**Given exercise**
Your answer should be a single number: how many lines in the data below hold the string "React".

**Given data**
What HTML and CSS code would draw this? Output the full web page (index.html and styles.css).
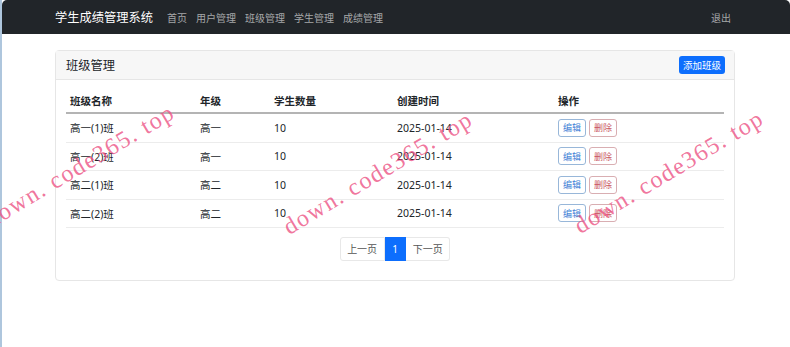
FILE: index.html
```html
<!DOCTYPE html>
<html lang="zh-CN">
<head>
    <meta charset="UTF-8">
    <meta name="viewport" content="width=device-width, initial-scale=1.0">
    <title>班级管理</title>
    <link rel="stylesheet" href="styles.css">
</head>
<body>
    <div class="window">
        <nav class="navbar">
            <a href="#" class="brand">学生成绩管理系统</a>
            <div class="nav-links">
                <a href="#">首页</a>
                <a href="#">用户管理</a>
                <a href="#">班级管理</a>
                <a href="#">学生管理</a>
                <a href="#">成绩管理</a>
            </div>
            <a href="#" class="logout">退出</a>
        </nav>

        <div class="container">
            <div class="card">
                <div class="card-header">
                    <span class="card-title">班级管理</span>
                    <button class="btn-add">添加班级</button>
                </div>
                <div class="card-body">
                    <table class="table">
                        <thead>
                            <tr>
                                <th class="col-name">班级名称</th>
                                <th class="col-grade">年级</th>
                                <th class="col-count">学生数量</th>
                                <th class="col-time">创建时间</th>
                                <th>操作</th>
                            </tr>
                        </thead>
                        <tbody>
                            <tr>
                                <td>高一(1)班</td><td>高一</td><td>10</td><td>2025-01-14</td>
                                <td><button class="btn-edit">编辑</button><button class="btn-del">删除</button></td>
                            </tr>
                            <tr>
                                <td>高一(2)班</td><td>高一</td><td>10</td><td>2025-01-14</td>
                                <td><button class="btn-edit">编辑</button><button class="btn-del">删除</button></td>
                            </tr>
                            <tr>
                                <td>高二(1)班</td><td>高二</td><td>10</td><td>2025-01-14</td>
                                <td><button class="btn-edit">编辑</button><button class="btn-del">删除</button></td>
                            </tr>
                            <tr>
                                <td>高二(2)班</td><td>高二</td><td>10</td><td>2025-01-14</td>
                                <td><button class="btn-edit">编辑</button><button class="btn-del">删除</button></td>
                            </tr>
                        </tbody>
                    </table>
                    <div class="pagination">
                        <a href="#" class="page">上一页</a>
                        <a href="#" class="page active">1</a>
                        <a href="#" class="page">下一页</a>
                    </div>
                </div>
            </div>
        </div>
    </div>

    <div class="watermark wm-1">down. code365. top</div>
    <div class="watermark wm-2">down. code365. top</div>
    <div class="watermark wm-3">down. code365. top</div>
</body>
</html>
```

FILE: styles.css
```css
html {
    background-color: #c9d8e6;
}
body {
    font-family: 'Noto Sans', 'Noto Sans CJK SC', sans-serif;
    margin: 0;
    color: #212529;
    overflow: hidden;
}
.window {
    min-height: 100vh;
    box-sizing: border-box;
    border-left: 2px solid #aec6dd;
    background-color: #fff;
}
.navbar {
    display: flex;
    align-items: center;
    height: 34px;
    padding: 0 59px 0 53px;
    background-color: #212529;
    border-top-left-radius: 5px;
    border-top-right-radius: 5px;
}
.brand {
    font-size: 12.25px;
    color: #fff;
    text-decoration: none;
    margin-right: 14px;
}
.nav-links {
    display: flex;
    gap: 9px;
    flex: 1;
}
.nav-links a,
.logout {
    font-size: 10px;
    color: rgba(255, 255, 255, 0.6);
    text-decoration: none;
}
.container {
    padding: 16px 55px 0 53px;
}
.card {
    border: 1px solid #e6e6e6;
    border-radius: 4px;
}
.card-header {
    display: flex;
    justify-content: space-between;
    align-items: center;
    height: 28px;
    padding: 0 9px 0 10px;
    background-color: #f7f7f7;
    border-bottom: 1px solid #e6e6e6;
}
.card-title {
    font-size: 12.25px;
}
.btn-add {
    font-family: inherit;
    font-size: 9.5px;
    height: 18px;
    padding: 0 4px;
    border: none;
    border-radius: 3px;
    color: #fff;
    background-color: #0d6efd;
}
.card-body {
    padding: 8px 10px 19px 10px;
}
.table {
    width: 100%;
    border-collapse: collapse;
    font-size: 10.5px;
}
.table th {
    text-align: left;
    font-weight: 700;
    height: 24px;
    padding: 0 4px;
    border-bottom: 2px solid #b4b4b4;
}
.table td {
    height: 27.5px;
    padding: 0 4px;
    border-bottom: 1px solid #ececec;
}
.col-name { width: 122px; }
.col-grade { width: 66px; }
.col-count { width: 115px; }
.col-time { width: 153px; }
.btn-edit,
.btn-del {
    font-family: inherit;
    font-size: 9px;
    height: 18px;
    width: 28px;
    padding: 0;
    border-radius: 3px;
    background-color: #fff;
    vertical-align: middle;
}
.btn-edit {
    color: #3d7fd6;
    border: 1px solid #98b7d9;
    margin-right: 3px;
}
.btn-del {
    color: #c8565f;
    border: 1px solid #d9aeb2;
}
.pagination {
    display: flex;
    justify-content: center;
    margin-top: 9px;
}
.page {
    font-size: 10px;
    height: 22px;
    line-height: 22px;
    padding: 0 6.5px;
    color: #555;
    text-decoration: none;
    border: 1px solid #e8e8e8;
}
.page + .page {
    border-left: none;
}
.page:first-child {
    border-radius: 3px 0 0 3px;
}
.page:last-child {
    border-radius: 0 3px 3px 0;
}
.page.active {
    padding: 0 7.5px;
    color: #fff;
    background-color: #0d6efd;
    border-color: #0d6efd;
}
.watermark {
    position: absolute;
    font-family: 'Liberation Serif', serif;
    font-size: 24px;
    letter-spacing: 1.5px;
    white-space: nowrap;
    color: rgba(236, 82, 132, 0.8);
    transform: translate(-50%, -50%) rotate(-31deg);
    pointer-events: none;
}
.wm-1 { left: 80px; top: 166px; }
.wm-2 { left: 378px; top: 173px; }
.wm-3 { left: 669px; top: 172px; }
```
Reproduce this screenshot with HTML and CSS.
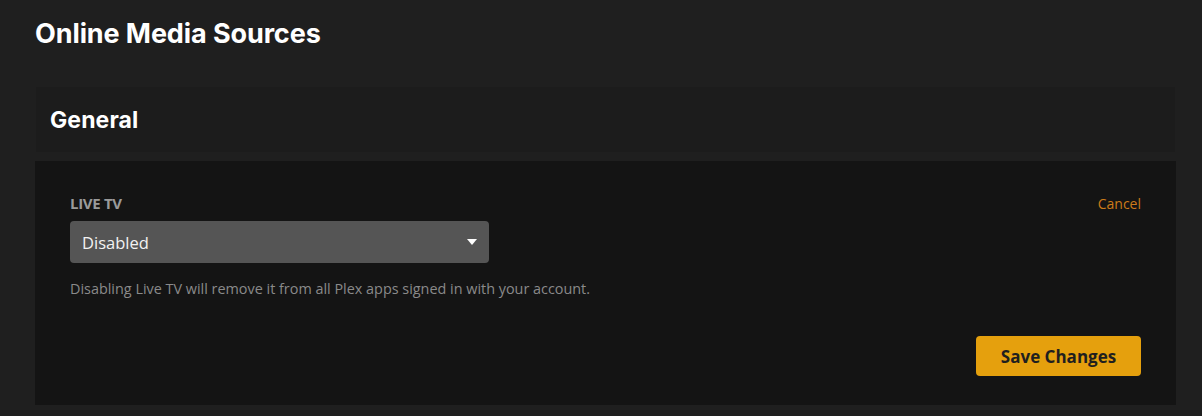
FILE: index.html
```html
<!DOCTYPE html>
<html>
<head>
<meta charset="utf-8">
<link rel="stylesheet" href="styles.css">
</head>
<body>
<div class="page">
  <h1 class="page-title">Online Media Sources</h1>
  <section class="card">
    <header class="card-header">
      <h2 class="card-title">General</h2>
    </header>
    <div class="card-body">
      <div class="setting-row">
        <div class="setting">
          <label class="setting-label">LIVE TV</label>
          <div class="select">
            <span class="select-value">Disabled</span>
            <svg class="select-caret" width="10" height="6" viewBox="0 0 10 6"><path d="M0 0H10L5 6Z" fill="#fff"/></svg>
          </div>
          <p class="setting-help">Disabling Live TV will remove it from all Plex apps signed in with your account.</p>
        </div>
        <a class="cancel-link">Cancel</a>
      </div>
      <div class="actions">
        <button class="save-button">Save Changes</button>
      </div>
    </div>
  </section>
</div>
</body>
</html>
```

FILE: styles.css
```css
html, body {
  margin: 0;
  padding: 0;
  background: #1f1f1f;
  height: 100%;
}
body {
  font-family: "Open Sans", "Noto Sans", sans-serif;
  color: #eee;
}
.page {
  padding: 17px 26px 0 35px;
}
.page-title {
  margin: 0;
  font-family: Inter, "Noto Sans", sans-serif;
  font-weight: 700;
  font-size: 27px;
  line-height: 34px;
  color: #fff;
  letter-spacing: -0.1px;
}
.card {
  margin-top: 36px;
}
.card-header {
  background: #1c1c1c;
  height: 65px;
  display: flex;
  align-items: center;
  padding: 0 14px;
  margin: 0 1px 9px;
}
.card-title {
  margin: 0;
  font-family: Inter, "Noto Sans", sans-serif;
  font-weight: 700;
  font-size: 23px;
  color: #fff;
  letter-spacing: 0.1px;
}
.card-body {
  background: #141414;
  padding: 32px 35px 29px;
  height: 244px;
  box-sizing: border-box;
  display: flex;
  flex-direction: column;
}
.setting-row {
  display: flex;
  justify-content: space-between;
  align-items: flex-start;
}
.setting-label {
  display: block;
  font-size: 15px;
  font-weight: 700;
  color: #9a9a9a;
  letter-spacing: -0.3px;
  line-height: 20px;
  margin-bottom: 8px;
}
.select {
  width: 419px;
  height: 42px;
  box-sizing: border-box;
  background: #555555;
  border-radius: 4px;
  display: flex;
  align-items: center;
  justify-content: space-between;
  padding: 0 12px 0 12px;
}
.select-value {
  font-size: 16.5px;
  color: #f2f2f2;
}
.select-caret {
  display: block;
}
.setting-help {
  margin: 17px 0 0;
  font-size: 14.4px;
  color: #8a8a8a;
  line-height: 18px;
}
.cancel-link {
  font-size: 14px;
  color: #cc7b19;
  line-height: 20px;
  margin-top: 1px;
  cursor: pointer;
}
.actions {
  display: flex;
  justify-content: flex-end;
  margin-top: auto;
}
.save-button {
  background: #e5a00d;
  border: none;
  border-radius: 4px;
  width: 165px;
  height: 40px;
  font-family: "Open Sans", "Noto Sans", sans-serif;
  font-size: 17px;
  font-weight: 700;
  color: #1f1f1f;
  padding: 0;
}
```
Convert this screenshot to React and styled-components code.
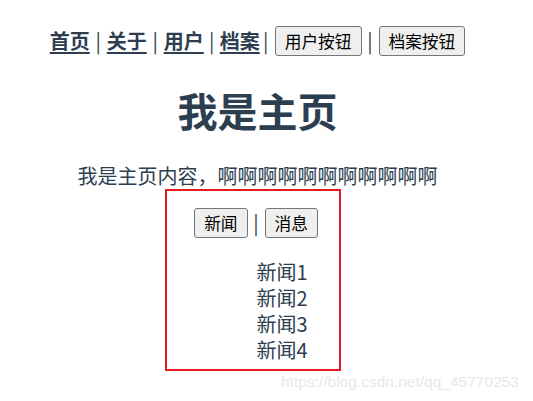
import React from 'react';
import styled, { createGlobalStyle } from 'styled-components';

const GlobalStyle = createGlobalStyle`
  html, body {
    margin: 0;
    padding: 0;
    background: #fff;
  }
  body {
    font-family: "Noto Sans CJK SC", "Liberation Sans", sans-serif;
    -webkit-font-smoothing: antialiased;
  }
`;

const Page = styled.div`
  position: relative;
  width: 533px;
  height: 401px;
  overflow: hidden;
`;

const AppRoot = styled.div`
  width: 515px;
  text-align: center;
  color: #2c3e50;
`;

const Nav = styled.nav`
  display: flex;
  align-items: center;
  justify-content: center;
  height: 30px;
  padding-top: 26px;
  font-size: 20px;
`;

const NavLink = styled.a`
  font-weight: bold;
  color: #2c3e50;
  text-decoration: underline;
  text-underline-offset: 3px;
  padding-right: ${p => p.$trail || 0}px;
  line-height: 30px;
  cursor: pointer;
`;

const Sep = styled.span`
  display: inline-block;
  width: ${p => p.$w}px;
  text-align: center;
  font-size: 20px;
  line-height: 30px;
  color: #2c3e50;
`;

const Gap = styled.span`
  display: inline-block;
  width: ${p => p.$w}px;
`;

const Button = styled.button`
  height: 30px;
  padding: 0 9px;
  font-family: "Noto Sans CJK SC", sans-serif;
  font-size: 16.7px;
  color: #000;
  background: #efefef;
  border: 1px solid #767676;
  border-radius: 3px;
  line-height: 28px;
`;

const Title = styled.h1`
  margin: 30px 0 0;
  font-size: 40px;
  line-height: 48px;
  font-weight: bold;
`;

const Content = styled.p`
  margin: 29px 0 0;
  font-size: 20px;
  line-height: 26px;
`;

const ViewBox = styled.div`
  box-sizing: border-box;
  width: 176px;
  height: 182px;
  margin-left: 165px;
  border: 2px solid #e41b23;
  padding-top: 17px;
`;

const SubNav = styled.div`
  display: flex;
  align-items: center;
  justify-content: center;
  height: 30px;
  padding-left: 6px;
`;

const NewsList = styled.ul`
  list-style: none;
  margin: 21px 0 0;
  padding-left: 58px;
  text-align: center;
  font-size: 20px;
`;

const NewsItem = styled.li`
  height: 26px;
  line-height: 26px;
`;

const Watermark = styled.div`
  position: absolute;
  left: 281px;
  top: 372px;
  font-family: "Liberation Sans", Arial, sans-serif;
  font-size: 15.5px;
  line-height: 20px;
  color: #e8e8e8;
  white-space: nowrap;
`;

const news = ['新闻1', '新闻2', '新闻3', '新闻4'];

export default function App() {
  return (
    <Page>
      <GlobalStyle />
      <AppRoot>
        <Nav>
          <NavLink>首页</NavLink>
          <Sep $w={17}>|</Sep>
          <NavLink>关于</NavLink>
          <Sep $w={17}>|</Sep>
          <NavLink>用户</NavLink>
          <Sep $w={16}>|</Sep>
          <NavLink $trail={3}>档案</NavLink>
          <Sep $w={6}>|</Sep>
          <Gap $w={6} />
          <Button>用户按钮</Button>
          <Sep $w={17}>|</Sep>
          <Button>档案按钮</Button>
        </Nav>
        <Title>我是主页</Title>
        <Content>我是主页内容，啊啊啊啊啊啊啊啊啊啊啊</Content>
        <ViewBox>
          <SubNav>
            <Button>新闻</Button>
            <Sep $w={17}>|</Sep>
            <Button>消息</Button>
          </SubNav>
          <NewsList>
            {news.map(n => (
              <NewsItem key={n}>{n}</NewsItem>
            ))}
          </NewsList>
        </ViewBox>
      </AppRoot>
      <Watermark>https://blog.csdn.net/qq_45770253</Watermark>
    </Page>
  );
}
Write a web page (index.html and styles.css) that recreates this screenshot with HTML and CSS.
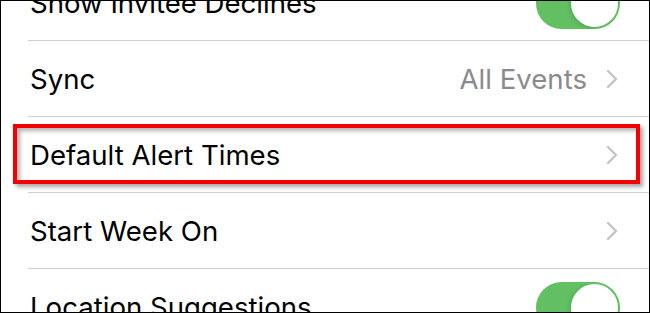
FILE: index.html
```
<!DOCTYPE html>
<html>
<head>
<meta charset="utf-8">
<link rel="stylesheet" href="styles.css">
</head>
<body>
<div class="frame">
  <div class="list">
    <div class="row">
      <span class="label">Show Invitee Declines</span>
      <span class="toggle"><span class="knob"></span></span>
    </div>
    <div class="row">
      <span class="label">Sync</span>
      <span class="value">All Events</span>
      <svg class="chev" width="12" height="20" viewBox="0 0 12 20"><path d="M2 2 L10 10 L2 18" fill="none" stroke="#c4c4c7" stroke-width="2.4" stroke-linecap="round" stroke-linejoin="round"/></svg>
    </div>
    <div class="row highlighted">
      <span class="label">Default Alert Times</span>
      <svg class="chev" width="12" height="20" viewBox="0 0 12 20"><path d="M2 2 L10 10 L2 18" fill="none" stroke="#c4c4c7" stroke-width="2.4" stroke-linecap="round" stroke-linejoin="round"/></svg>
      <span class="callout"></span>
    </div>
    <div class="row">
      <span class="label">Start Week On</span>
      <svg class="chev" width="12" height="20" viewBox="0 0 12 20"><path d="M2 2 L10 10 L2 18" fill="none" stroke="#c4c4c7" stroke-width="2.4" stroke-linecap="round" stroke-linejoin="round"/></svg>
    </div>
    <div class="row">
      <span class="label">Location Suggestions</span>
      <span class="toggle"><span class="knob"></span></span>
    </div>
  </div>
</div>
</body>
</html>
```
FILE: styles.css
```
html, body {
  margin: 0;
  padding: 0;
  background: #fff;
}
.frame {
  width: 650px;
  height: 313px;
  box-sizing: border-box;
  border: 1px solid #000;
  overflow: hidden;
  background: #fff;
  font-family: "Inter", "Liberation Sans", sans-serif;
}
.list {
  margin-top: -36px;
}
.row {
  position: relative;
  height: 75px;
  margin-left: 27px;
  padding-left: 2px;
  padding-right: 29px;
  border-bottom: 1px solid #d0d0d4;
  display: flex;
  align-items: center;
}
.label {
  flex: 1;
  font-size: 27.6px;
  color: #000;
  white-space: nowrap;
}
.value {
  font-size: 27.6px;
  color: #8a8a8e;
  margin-right: 19px;
}
.chev {
  margin-right: 2px;
  display: block;
}
.toggle {
  width: 84px;
  height: 51px;
  border-radius: 26px;
  background: #62c063;
  display: flex;
  align-items: center;
  justify-content: flex-end;
  padding-right: 2px;
  box-sizing: border-box;
  margin-top: 2px;
}
.knob {
  width: 47px;
  height: 47px;
  border-radius: 50%;
  background: #fff;
  box-shadow: -2px 1px 4px rgba(0, 0, 0, 0.12);
}
.callout {
  position: absolute;
  left: -15px;
  top: 7px;
  width: 627px;
  height: 60px;
  box-sizing: border-box;
  border: 4px solid #f40000;
  box-shadow: 3px 3px 4px rgba(0, 0, 0, 0.35), inset 3px 3px 4px rgba(0, 0, 0, 0.3);
}
```
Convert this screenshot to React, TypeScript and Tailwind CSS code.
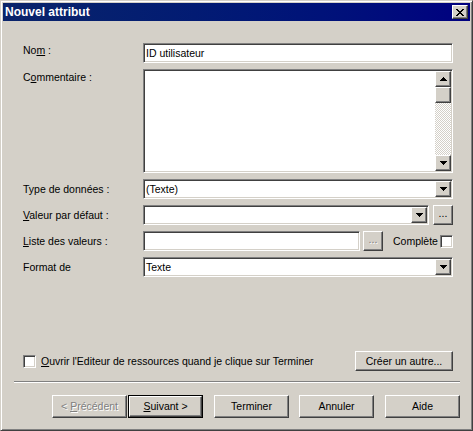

**Full solution**
3